Slow modems still dominate the Internet scene.
http://cyberatlas.internet.com/big_picture/hardware/article/0,1323,5921_2771
91,00.html
Bandwidth in the US [and the World.]
Fifty-three percent of Internet users in the US [72.9 million] connect at a
speed of 33.6 Kbps or less.  This represents 39 million users.
Extrapolating this figure to Internet users worldwide in 1999 [171 million]
this number increases to 91.5 million users.

The Eight-Second Rule
http://www.emarketer.com/estats/070599_8sec.html
   5 July 1999: e-Tailers beware: one third of online shoppers waiting for
web pages to down-load will "bailout" after only eight seconds. This could
cost web merchants as much as $4.35 billion in lost e-commerce sales this
year, according to a newly released study by Zona Research.

Zona's study, entitled, "The Need for Speed," summarizes critical web user
preferences and tabulates the economic impact of "bailout rates."

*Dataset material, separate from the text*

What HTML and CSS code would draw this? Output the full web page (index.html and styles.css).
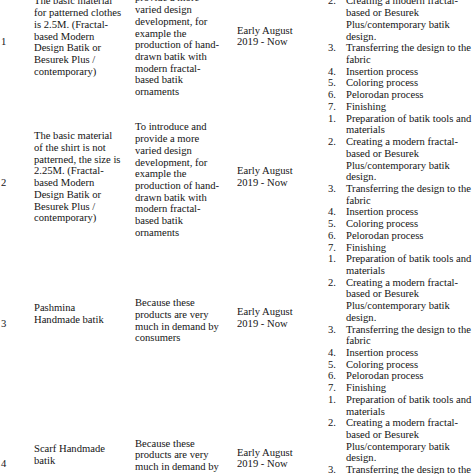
FILE: index.html
```html
<!DOCTYPE html>
<html lang="en">
<head>
<meta charset="utf-8">
<title>Batik products</title>
<link rel="stylesheet" href="styles.css">
</head>
<body>
<div class="table">
  <div class="row">
    <div class="num">1</div>
    <div class="cell c2">The basic material for patterned clothes is 2.5M. (Fractal-based Modern Design Batik or Besurek Plus / contemporary)</div>
    <div class="cell c3">To introduce and provide a more varied design development, for example the production of hand-drawn batik with modern fractal-based batik ornaments</div>
    <div class="cell c4">Early August 2019 - Now</div>
    <ol class="steps">
      <li><span class="m">1.</span><span>Preparation of batik tools and materials</span></li>
      <li><span class="m">2.</span><span>Creating a modern fractal-based or Besurek Plus/contemporary batik design.</span></li>
      <li><span class="m">3.</span><span>Transferring the design to the fabric</span></li>
      <li><span class="m">4.</span><span>Insertion process</span></li>
      <li><span class="m">5.</span><span>Coloring process</span></li>
      <li><span class="m">6.</span><span>Pelorodan process</span></li>
      <li><span class="m">7.</span><span>Finishing</span></li>
    </ol>
  </div>
  <div class="row">
    <div class="num">2</div>
    <div class="cell c2">The basic material of the shirt is not patterned, the size is 2.25M. (Fractal-based Modern Design Batik or Besurek Plus / contemporary)</div>
    <div class="cell c3">To introduce and provide a more varied design development, for example the production of hand-drawn batik with modern fractal-based batik ornaments</div>
    <div class="cell c4">Early August 2019 - Now</div>
    <ol class="steps">
      <li><span class="m">1.</span><span>Preparation of batik tools and materials</span></li>
      <li><span class="m">2.</span><span>Creating a modern fractal-based or Besurek Plus/contemporary batik design.</span></li>
      <li><span class="m">3.</span><span>Transferring the design to the fabric</span></li>
      <li><span class="m">4.</span><span>Insertion process</span></li>
      <li><span class="m">5.</span><span>Coloring process</span></li>
      <li><span class="m">6.</span><span>Pelorodan process</span></li>
      <li><span class="m">7.</span><span>Finishing</span></li>
    </ol>
  </div>
  <div class="row">
    <div class="num">3</div>
    <div class="cell c2 short">Pashmina Handmade batik</div>
    <div class="cell c3">Because these products are very much in demand by consumers</div>
    <div class="cell c4">Early August 2019 - Now</div>
    <ol class="steps">
      <li><span class="m">1.</span><span>Preparation of batik tools and materials</span></li>
      <li><span class="m">2.</span><span>Creating a modern fractal-based or Besurek Plus/contemporary batik design.</span></li>
      <li><span class="m">3.</span><span>Transferring the design to the fabric</span></li>
      <li><span class="m">4.</span><span>Insertion process</span></li>
      <li><span class="m">5.</span><span>Coloring process</span></li>
      <li><span class="m">6.</span><span>Pelorodan process</span></li>
      <li><span class="m">7.</span><span>Finishing</span></li>
    </ol>
  </div>
  <div class="row">
    <div class="num">4</div>
    <div class="cell c2 short">Scarf Handmade batik</div>
    <div class="cell c3">Because these products are very much in demand by consumers</div>
    <div class="cell c4">Early August 2019 - Now</div>
    <ol class="steps">
      <li><span class="m">1.</span><span>Preparation of batik tools and materials</span></li>
      <li><span class="m">2.</span><span>Creating a modern fractal-based or Besurek Plus/contemporary batik design.</span></li>
      <li><span class="m">3.</span><span>Transferring the design to the fabric</span></li>
      <li><span class="m">4.</span><span>Insertion process</span></li>
      <li><span class="m">5.</span><span>Coloring process</span></li>
      <li><span class="m">6.</span><span>Pelorodan process</span></li>
      <li><span class="m">7.</span><span>Finishing</span></li>
    </ol>
  </div>
</div>
</body>
</html>
```

FILE: styles.css
```css
html, body {
  margin: 0;
  padding: 0;
  background: #ffffff;
  overflow: hidden;
}

body {
  width: 474px;
  height: 474px;
  font-family: "Liberation Serif", "Times New Roman", serif;
  font-size: 10.6px;
  line-height: 11.72px;
  color: #141414;
}

.table {
  margin-top: -28px;
  display: flex;
  flex-direction: column;
}

.row {
  display: grid;
  grid-template-columns: 34px 101px 102px 90px 150px;
  align-items: center;
}

.num {
  padding-left: 1px;
}

.cell {
  padding-bottom: 11.72px;
}

.c2 {
  padding-right: 12.5px;
}

.c2.short {
  padding-bottom: 19px;
}

.c3 {
  padding-right: 15px;
  padding-bottom: 6px;
}

.c4 {
  padding-right: 20px;
}

.steps {
  list-style: none;
  margin: 0;
  padding: 0;
}

.steps li {
  display: grid;
  grid-template-columns: 19px 131px;
}

.steps .m {
  padding-left: 1px;
}
```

Online shoppers with 14.4kb modems who are unable to load web pages within
eight seconds represent potential lost revenue amounting to over $73 million
per month in e-commerce sales. An additional $58 million each month in EC
sales will be lost due to web page loading failures.

The report states that increased web traffic and the desire to place more
visually appealing content on merchant web pages are slowing load times.

Additional findings from the Zona report:

Currently there are 44.1 million US online shoppers with an additional 37.5
million planning to come online within a year

$3 million is at risk monthly in the securities trading industry due to
unacceptable download times

Over $2.8 million is at risk monthly in the travel and tourism industry
because of unacceptable download times
eMarketer notes that the underlying bandwidth problem in the US will be
solved incrementally, not monumentally. In the meantime, e-tailers would be
wise to make their sites as "speedy" as possible.